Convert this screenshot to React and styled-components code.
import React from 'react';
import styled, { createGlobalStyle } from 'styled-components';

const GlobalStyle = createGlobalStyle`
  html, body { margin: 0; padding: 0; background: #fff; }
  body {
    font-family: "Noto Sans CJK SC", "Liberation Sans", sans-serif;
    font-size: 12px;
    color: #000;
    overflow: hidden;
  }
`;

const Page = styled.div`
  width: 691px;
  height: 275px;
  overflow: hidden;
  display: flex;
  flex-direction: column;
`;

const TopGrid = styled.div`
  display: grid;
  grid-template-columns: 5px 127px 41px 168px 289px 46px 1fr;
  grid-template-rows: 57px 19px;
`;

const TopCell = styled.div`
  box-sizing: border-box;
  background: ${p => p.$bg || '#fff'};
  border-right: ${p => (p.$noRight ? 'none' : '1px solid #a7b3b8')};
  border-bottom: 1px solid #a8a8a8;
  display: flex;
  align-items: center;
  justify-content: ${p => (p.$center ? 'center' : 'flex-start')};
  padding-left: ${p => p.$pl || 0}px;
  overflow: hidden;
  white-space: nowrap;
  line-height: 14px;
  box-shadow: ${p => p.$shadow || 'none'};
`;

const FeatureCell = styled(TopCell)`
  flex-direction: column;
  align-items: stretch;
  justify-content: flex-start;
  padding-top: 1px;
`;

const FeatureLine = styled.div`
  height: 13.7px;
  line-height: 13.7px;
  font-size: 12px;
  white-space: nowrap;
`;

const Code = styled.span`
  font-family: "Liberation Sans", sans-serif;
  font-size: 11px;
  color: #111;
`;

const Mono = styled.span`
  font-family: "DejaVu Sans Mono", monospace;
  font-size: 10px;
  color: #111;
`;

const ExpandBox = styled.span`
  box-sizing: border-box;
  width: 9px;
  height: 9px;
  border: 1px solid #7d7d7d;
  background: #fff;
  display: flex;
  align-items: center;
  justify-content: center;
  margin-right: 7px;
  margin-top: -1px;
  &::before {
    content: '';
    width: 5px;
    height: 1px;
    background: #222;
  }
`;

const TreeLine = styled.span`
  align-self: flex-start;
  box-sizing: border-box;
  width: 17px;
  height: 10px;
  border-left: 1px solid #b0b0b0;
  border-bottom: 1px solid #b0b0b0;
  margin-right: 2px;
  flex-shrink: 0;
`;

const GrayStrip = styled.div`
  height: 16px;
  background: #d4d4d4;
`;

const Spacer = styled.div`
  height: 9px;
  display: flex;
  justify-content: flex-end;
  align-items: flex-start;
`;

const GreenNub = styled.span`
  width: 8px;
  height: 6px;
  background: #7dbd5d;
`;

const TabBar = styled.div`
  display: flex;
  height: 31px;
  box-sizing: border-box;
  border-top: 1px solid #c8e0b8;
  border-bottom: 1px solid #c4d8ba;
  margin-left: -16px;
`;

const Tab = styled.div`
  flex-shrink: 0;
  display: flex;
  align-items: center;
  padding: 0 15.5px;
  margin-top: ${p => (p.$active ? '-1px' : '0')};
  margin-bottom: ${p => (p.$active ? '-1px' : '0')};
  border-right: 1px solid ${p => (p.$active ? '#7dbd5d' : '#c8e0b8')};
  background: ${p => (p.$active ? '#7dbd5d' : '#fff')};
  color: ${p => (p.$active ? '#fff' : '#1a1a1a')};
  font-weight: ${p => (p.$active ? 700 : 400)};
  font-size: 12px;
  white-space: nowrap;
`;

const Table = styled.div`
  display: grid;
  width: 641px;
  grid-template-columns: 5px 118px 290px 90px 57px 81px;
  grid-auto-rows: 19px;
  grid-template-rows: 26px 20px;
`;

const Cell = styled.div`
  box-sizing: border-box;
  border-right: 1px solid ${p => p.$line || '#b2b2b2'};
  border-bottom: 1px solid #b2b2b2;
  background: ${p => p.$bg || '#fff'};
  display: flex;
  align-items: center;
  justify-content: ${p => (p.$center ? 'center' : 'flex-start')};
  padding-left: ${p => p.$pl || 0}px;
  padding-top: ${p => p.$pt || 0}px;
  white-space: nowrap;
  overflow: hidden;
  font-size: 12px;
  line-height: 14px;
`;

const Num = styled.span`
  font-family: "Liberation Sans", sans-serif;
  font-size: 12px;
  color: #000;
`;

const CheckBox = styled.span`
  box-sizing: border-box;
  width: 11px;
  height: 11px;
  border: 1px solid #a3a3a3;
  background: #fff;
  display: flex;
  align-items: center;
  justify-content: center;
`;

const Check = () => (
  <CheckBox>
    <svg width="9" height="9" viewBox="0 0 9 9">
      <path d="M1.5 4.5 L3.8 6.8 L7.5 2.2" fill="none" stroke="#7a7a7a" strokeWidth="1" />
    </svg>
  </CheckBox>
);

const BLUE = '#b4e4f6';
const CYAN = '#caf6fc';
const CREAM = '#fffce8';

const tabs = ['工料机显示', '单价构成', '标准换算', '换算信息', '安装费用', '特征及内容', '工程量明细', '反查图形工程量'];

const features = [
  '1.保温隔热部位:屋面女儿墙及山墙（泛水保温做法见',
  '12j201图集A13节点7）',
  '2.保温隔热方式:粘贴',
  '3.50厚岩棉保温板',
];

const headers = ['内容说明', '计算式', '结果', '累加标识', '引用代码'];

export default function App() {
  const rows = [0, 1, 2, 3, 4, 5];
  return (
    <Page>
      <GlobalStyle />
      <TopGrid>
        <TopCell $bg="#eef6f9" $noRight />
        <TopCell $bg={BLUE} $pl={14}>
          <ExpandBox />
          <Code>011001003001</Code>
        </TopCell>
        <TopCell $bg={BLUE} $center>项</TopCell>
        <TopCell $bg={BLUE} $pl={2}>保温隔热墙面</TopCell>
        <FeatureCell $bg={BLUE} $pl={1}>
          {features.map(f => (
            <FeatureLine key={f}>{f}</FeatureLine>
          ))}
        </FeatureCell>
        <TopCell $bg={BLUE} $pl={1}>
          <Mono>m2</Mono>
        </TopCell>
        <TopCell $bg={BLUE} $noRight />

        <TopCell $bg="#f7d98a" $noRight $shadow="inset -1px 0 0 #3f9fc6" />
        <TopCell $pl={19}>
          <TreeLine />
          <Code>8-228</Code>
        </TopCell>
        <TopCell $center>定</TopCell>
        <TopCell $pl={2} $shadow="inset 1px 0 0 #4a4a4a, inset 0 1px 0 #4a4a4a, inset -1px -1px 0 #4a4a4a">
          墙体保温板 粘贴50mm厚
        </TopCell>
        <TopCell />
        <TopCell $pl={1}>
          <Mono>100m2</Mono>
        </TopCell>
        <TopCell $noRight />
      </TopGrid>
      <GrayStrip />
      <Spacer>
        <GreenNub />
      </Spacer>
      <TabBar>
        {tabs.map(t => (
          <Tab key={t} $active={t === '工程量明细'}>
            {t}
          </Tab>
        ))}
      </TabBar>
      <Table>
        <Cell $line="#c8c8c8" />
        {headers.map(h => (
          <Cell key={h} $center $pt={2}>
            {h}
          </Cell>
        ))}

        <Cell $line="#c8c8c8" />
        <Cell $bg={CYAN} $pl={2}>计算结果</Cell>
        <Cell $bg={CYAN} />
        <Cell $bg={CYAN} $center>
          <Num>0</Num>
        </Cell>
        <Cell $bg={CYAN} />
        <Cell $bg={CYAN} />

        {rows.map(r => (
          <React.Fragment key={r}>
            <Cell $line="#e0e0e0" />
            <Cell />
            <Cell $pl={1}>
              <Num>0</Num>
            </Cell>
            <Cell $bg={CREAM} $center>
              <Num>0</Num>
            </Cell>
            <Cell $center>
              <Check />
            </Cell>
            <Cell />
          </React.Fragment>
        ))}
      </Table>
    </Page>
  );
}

...

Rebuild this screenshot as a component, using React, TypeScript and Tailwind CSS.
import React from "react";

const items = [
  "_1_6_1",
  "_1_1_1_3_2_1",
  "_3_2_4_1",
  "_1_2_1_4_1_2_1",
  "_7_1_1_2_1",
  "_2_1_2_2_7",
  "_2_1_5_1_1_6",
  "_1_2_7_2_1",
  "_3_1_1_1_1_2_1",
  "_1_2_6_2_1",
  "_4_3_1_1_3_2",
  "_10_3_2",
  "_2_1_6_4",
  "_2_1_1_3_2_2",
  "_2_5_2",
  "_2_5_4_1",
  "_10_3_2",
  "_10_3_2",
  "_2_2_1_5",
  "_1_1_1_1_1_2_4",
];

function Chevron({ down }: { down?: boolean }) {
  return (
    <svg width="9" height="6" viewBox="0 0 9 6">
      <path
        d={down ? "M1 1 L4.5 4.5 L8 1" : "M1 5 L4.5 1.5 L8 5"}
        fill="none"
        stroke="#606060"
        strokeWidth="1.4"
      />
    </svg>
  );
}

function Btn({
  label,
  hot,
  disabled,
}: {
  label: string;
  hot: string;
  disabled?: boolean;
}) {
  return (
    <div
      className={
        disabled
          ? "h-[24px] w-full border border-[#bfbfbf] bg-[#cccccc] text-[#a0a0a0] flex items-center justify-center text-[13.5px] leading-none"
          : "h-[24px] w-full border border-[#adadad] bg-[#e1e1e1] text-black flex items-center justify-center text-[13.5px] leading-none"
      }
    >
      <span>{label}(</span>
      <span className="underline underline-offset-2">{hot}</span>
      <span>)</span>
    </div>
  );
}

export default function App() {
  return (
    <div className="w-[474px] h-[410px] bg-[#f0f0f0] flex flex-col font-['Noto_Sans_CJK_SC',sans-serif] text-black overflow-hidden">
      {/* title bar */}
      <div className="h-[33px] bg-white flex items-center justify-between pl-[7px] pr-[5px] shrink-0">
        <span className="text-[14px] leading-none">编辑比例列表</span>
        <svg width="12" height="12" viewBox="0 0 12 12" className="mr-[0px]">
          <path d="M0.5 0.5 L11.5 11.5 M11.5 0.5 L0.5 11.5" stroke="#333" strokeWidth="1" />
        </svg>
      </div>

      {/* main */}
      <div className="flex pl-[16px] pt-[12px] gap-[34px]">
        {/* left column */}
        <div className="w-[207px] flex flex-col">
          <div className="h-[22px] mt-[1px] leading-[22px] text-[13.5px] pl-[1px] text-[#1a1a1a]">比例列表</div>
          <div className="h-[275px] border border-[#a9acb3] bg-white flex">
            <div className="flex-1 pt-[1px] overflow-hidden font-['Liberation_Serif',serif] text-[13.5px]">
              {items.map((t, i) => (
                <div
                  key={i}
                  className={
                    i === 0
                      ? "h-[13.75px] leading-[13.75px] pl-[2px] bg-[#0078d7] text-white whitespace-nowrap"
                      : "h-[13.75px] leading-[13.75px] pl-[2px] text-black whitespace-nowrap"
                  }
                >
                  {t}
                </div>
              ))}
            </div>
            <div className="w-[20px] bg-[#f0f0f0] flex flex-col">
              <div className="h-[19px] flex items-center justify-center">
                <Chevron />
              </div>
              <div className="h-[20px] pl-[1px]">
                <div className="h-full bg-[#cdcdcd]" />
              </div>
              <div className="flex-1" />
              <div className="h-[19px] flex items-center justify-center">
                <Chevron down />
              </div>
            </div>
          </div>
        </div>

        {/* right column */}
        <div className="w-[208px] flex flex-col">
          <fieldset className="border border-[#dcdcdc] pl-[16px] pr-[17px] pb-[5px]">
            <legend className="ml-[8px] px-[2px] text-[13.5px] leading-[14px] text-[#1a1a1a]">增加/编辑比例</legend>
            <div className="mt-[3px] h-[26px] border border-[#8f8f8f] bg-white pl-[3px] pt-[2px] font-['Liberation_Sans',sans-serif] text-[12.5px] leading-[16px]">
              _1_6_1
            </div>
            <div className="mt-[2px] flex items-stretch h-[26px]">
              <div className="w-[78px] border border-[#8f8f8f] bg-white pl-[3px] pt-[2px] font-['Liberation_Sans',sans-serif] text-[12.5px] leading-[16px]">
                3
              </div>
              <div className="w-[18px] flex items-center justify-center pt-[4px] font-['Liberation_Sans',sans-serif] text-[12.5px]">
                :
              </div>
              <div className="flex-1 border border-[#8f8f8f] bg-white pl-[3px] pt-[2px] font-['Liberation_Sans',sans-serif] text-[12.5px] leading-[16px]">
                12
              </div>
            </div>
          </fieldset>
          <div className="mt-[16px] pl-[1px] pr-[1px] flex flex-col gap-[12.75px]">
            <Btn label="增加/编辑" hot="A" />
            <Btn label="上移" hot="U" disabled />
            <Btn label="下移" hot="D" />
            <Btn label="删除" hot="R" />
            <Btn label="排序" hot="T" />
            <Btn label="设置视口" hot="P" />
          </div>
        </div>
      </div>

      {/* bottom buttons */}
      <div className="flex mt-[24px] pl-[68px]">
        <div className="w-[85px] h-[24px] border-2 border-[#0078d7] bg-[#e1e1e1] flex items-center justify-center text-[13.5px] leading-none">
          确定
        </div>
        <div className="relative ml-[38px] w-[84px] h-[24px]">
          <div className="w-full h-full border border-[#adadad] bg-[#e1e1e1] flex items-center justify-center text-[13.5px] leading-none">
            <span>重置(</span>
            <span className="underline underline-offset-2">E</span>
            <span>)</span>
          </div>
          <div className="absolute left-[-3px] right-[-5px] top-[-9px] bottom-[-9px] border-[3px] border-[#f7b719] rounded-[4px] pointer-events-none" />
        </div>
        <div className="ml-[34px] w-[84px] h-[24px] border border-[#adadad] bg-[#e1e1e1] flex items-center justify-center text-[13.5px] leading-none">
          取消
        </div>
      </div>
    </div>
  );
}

- [Your task]: Say how many lines in this listing hold the string "React", giving the count and nothing more.

- [Output of the task]: 6